- _GOAL_
Reproduce the full listing below unchanged, apart from the pictures.

- _DATA PROVIDED_
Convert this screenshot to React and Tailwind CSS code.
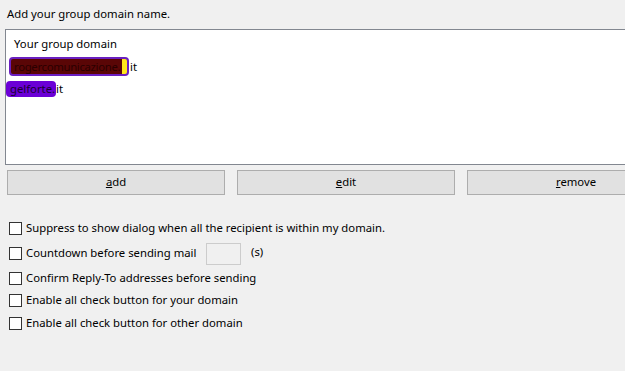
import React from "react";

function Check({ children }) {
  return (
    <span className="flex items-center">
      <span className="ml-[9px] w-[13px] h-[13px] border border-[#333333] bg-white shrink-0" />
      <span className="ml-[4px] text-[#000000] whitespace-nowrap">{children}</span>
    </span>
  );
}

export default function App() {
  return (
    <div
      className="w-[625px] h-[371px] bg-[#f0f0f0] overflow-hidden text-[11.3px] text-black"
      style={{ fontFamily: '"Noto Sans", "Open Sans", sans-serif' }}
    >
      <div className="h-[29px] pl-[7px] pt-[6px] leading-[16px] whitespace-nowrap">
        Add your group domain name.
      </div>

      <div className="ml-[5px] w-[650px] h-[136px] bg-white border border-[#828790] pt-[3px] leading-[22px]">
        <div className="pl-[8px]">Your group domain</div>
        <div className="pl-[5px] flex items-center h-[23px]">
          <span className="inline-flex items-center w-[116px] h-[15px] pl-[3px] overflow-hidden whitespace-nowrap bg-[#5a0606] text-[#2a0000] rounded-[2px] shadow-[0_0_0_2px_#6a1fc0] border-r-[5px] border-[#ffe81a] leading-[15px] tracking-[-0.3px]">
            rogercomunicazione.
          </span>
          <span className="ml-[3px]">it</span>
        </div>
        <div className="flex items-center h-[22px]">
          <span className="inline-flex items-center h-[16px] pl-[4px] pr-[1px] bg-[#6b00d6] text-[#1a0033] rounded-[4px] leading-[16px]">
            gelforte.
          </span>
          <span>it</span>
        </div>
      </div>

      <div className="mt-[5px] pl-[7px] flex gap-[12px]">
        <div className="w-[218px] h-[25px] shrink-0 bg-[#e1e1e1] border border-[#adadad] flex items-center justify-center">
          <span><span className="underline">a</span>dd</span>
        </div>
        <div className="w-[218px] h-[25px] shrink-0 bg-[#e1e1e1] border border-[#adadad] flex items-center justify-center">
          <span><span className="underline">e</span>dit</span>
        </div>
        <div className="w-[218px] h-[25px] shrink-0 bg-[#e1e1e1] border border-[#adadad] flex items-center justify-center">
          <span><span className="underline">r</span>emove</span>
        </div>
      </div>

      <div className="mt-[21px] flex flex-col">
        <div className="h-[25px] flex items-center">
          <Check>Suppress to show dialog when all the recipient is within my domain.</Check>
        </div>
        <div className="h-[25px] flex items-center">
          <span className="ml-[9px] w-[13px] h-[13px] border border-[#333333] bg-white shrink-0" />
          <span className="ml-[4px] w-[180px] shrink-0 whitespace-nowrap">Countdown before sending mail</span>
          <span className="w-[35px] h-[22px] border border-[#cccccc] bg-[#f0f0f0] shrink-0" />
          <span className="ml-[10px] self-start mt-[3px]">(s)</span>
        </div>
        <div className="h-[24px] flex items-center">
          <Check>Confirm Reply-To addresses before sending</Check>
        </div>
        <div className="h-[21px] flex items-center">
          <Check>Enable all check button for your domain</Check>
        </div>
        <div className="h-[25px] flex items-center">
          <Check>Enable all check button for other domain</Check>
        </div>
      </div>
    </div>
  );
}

- _RESULT_
Convert this screenshot to React and Tailwind CSS code.
import React from "react";

function Check({ children }) {
  return (
    <span className="flex items-center">
      <span className="ml-[9px] w-[13px] h-[13px] border border-[#333333] bg-white shrink-0" />
      <span className="ml-[4px] text-[#000000] whitespace-nowrap">{children}</span>
    </span>
  );
}

export default function App() {
  return (
    <div
      className="w-[625px] h-[371px] bg-[#f0f0f0] overflow-hidden text-[11.3px] text-black"
      style={{ fontFamily: '"Noto Sans", "Open Sans", sans-serif' }}
    >
      <div className="h-[29px] pl-[7px] pt-[6px] leading-[16px] whitespace-nowrap">
        Add your group domain name.
      </div>

      <div className="ml-[5px] w-[650px] h-[136px] bg-white border border-[#828790] pt-[3px] leading-[22px]">
        <div className="pl-[8px]">Your group domain</div>
        <div className="pl-[5px] flex items-center h-[23px]">
          <span className="inline-flex items-center w-[116px] h-[15px] pl-[3px] overflow-hidden whitespace-nowrap bg-[#5a0606] text-[#2a0000] rounded-[2px] shadow-[0_0_0_2px_#6a1fc0] border-r-[5px] border-[#ffe81a] leading-[15px] tracking-[-0.3px]">
            rogercomunicazione.
          </span>
          <span className="ml-[3px]">it</span>
        </div>
        <div className="flex items-center h-[22px]">
          <span className="inline-flex items-center h-[16px] pl-[4px] pr-[1px] bg-[#6b00d6] text-[#1a0033] rounded-[4px] leading-[16px]">
            gelforte.
          </span>
          <span>it</span>
        </div>
      </div>

      <div className="mt-[5px] pl-[7px] flex gap-[12px]">
        <div className="w-[218px] h-[25px] shrink-0 bg-[#e1e1e1] border border-[#adadad] flex items-center justify-center">
          <span><span className="underline">a</span>dd</span>
        </div>
        <div className="w-[218px] h-[25px] shrink-0 bg-[#e1e1e1] border border-[#adadad] flex items-center justify-center">
          <span><span className="underline">e</span>dit</span>
        </div>
        <div className="w-[218px] h-[25px] shrink-0 bg-[#e1e1e1] border border-[#adadad] flex items-center justify-center">
          <span><span className="underline">r</span>emove</span>
        </div>
      </div>

      <div className="mt-[21px] flex flex-col">
        <div className="h-[25px] flex items-center">
          <Check>Suppress to show dialog when all the recipient is within my domain.</Check>
        </div>
        <div className="h-[25px] flex items-center">
          <span className="ml-[9px] w-[13px] h-[13px] border border-[#333333] bg-white shrink-0" />
          <span className="ml-[4px] w-[180px] shrink-0 whitespace-nowrap">Countdown before sending mail</span>
          <span className="w-[35px] h-[22px] border border-[#cccccc] bg-[#f0f0f0] shrink-0" />
          <span className="ml-[10px] self-start mt-[3px]">(s)</span>
        </div>
        <div className="h-[24px] flex items-center">
          <Check>Confirm Reply-To addresses before sending</Check>
        </div>
        <div className="h-[21px] flex items-center">
          <Check>Enable all check button for your domain</Check>
        </div>
        <div className="h-[25px] flex items-center">
          <Check>Enable all check button for other domain</Check>
        </div>
      </div>
    </div>
  );
}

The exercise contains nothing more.